> [Exercise directions]
Retype exactly the lines from the line containing "Generate a component" through the line containing "export default App;", both included, and nothing more; skip the pictures.

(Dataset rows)
>> Begin
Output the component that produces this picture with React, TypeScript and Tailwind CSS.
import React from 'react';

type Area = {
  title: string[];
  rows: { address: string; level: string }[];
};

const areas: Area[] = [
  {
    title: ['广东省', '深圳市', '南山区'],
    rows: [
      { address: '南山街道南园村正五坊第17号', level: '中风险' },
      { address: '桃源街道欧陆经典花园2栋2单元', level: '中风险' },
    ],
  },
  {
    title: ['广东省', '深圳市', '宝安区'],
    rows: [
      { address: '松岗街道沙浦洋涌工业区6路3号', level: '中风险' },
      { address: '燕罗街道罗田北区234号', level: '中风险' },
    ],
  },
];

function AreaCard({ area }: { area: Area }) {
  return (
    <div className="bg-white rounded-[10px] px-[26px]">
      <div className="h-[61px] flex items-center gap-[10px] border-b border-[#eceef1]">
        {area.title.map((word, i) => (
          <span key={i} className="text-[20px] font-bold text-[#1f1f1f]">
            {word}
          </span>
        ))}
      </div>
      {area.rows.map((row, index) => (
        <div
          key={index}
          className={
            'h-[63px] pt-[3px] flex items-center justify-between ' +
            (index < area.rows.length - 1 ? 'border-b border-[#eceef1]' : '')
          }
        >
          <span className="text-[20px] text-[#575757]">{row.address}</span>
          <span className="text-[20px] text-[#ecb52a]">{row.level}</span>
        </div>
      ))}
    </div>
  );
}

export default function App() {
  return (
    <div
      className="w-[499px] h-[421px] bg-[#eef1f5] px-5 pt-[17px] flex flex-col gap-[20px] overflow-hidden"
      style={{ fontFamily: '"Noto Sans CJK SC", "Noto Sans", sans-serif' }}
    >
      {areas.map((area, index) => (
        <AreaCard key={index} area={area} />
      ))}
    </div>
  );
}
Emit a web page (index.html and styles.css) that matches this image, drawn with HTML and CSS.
>> End
>> Begin
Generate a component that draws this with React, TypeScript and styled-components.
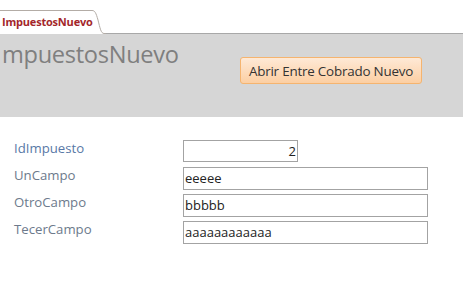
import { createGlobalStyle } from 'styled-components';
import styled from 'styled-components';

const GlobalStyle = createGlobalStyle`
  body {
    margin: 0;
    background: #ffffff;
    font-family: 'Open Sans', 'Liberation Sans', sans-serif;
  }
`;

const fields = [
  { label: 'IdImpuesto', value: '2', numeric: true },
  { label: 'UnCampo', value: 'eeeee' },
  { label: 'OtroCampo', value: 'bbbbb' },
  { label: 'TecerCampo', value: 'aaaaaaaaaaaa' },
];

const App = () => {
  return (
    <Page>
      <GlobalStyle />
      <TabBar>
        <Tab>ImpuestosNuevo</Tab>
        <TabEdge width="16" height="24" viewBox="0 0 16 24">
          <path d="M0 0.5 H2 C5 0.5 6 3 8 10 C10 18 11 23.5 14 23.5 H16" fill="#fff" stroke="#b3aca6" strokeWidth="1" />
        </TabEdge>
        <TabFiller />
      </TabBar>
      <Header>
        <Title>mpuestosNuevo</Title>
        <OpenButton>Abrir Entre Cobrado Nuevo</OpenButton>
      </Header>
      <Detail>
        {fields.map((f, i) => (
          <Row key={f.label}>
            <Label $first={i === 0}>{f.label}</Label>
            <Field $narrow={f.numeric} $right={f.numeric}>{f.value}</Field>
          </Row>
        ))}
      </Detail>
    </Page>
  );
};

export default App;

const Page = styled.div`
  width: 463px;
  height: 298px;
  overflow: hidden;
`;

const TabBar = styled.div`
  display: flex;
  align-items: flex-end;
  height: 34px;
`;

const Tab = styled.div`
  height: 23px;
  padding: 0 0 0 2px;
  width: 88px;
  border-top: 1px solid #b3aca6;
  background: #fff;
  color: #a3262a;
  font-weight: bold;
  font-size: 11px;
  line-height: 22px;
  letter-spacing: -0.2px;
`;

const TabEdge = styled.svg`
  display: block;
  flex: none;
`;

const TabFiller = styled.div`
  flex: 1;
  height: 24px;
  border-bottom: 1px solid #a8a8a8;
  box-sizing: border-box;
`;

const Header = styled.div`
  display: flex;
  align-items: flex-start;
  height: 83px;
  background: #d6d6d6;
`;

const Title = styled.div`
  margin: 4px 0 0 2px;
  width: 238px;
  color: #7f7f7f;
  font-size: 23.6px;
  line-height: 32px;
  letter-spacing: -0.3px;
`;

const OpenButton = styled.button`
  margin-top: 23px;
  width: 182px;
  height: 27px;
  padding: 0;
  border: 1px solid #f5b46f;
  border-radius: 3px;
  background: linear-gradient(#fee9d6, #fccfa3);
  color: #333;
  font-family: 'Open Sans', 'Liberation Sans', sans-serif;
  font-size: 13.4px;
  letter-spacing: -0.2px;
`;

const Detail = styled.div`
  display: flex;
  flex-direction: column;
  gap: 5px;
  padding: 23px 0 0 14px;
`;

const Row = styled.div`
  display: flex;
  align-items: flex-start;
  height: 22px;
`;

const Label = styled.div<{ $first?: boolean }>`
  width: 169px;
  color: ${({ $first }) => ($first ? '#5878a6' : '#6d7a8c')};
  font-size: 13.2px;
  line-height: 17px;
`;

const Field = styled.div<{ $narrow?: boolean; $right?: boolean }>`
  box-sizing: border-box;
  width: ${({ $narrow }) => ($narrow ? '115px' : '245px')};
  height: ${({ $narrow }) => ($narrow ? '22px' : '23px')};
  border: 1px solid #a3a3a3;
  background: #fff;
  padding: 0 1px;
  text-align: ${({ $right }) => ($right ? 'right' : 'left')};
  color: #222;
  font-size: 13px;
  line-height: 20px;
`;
>> End
> [Problem solution]
Generate a component that draws this with React, TypeScript and styled-components.
import { createGlobalStyle } from 'styled-components';
import styled from 'styled-components';

const GlobalStyle = createGlobalStyle`
  body {
    margin: 0;
    background: #ffffff;
    font-family: 'Open Sans', 'Liberation Sans', sans-serif;
  }
`;

const fields = [
  { label: 'IdImpuesto', value: '2', numeric: true },
  { label: 'UnCampo', value: 'eeeee' },
  { label: 'OtroCampo', value: 'bbbbb' },
  { label: 'TecerCampo', value: 'aaaaaaaaaaaa' },
];

const App = () => {
  return (
    <Page>
      <GlobalStyle />
      <TabBar>
        <Tab>ImpuestosNuevo</Tab>
        <TabEdge width="16" height="24" viewBox="0 0 16 24">
          <path d="M0 0.5 H2 C5 0.5 6 3 8 10 C10 18 11 23.5 14 23.5 H16" fill="#fff" stroke="#b3aca6" strokeWidth="1" />
        </TabEdge>
        <TabFiller />
      </TabBar>
      <Header>
        <Title>mpuestosNuevo</Title>
        <OpenButton>Abrir Entre Cobrado Nuevo</OpenButton>
      </Header>
      <Detail>
        {fields.map((f, i) => (
          <Row key={f.label}>
            <Label $first={i === 0}>{f.label}</Label>
            <Field $narrow={f.numeric} $right={f.numeric}>{f.value}</Field>
          </Row>
        ))}
      </Detail>
    </Page>
  );
};

export default App;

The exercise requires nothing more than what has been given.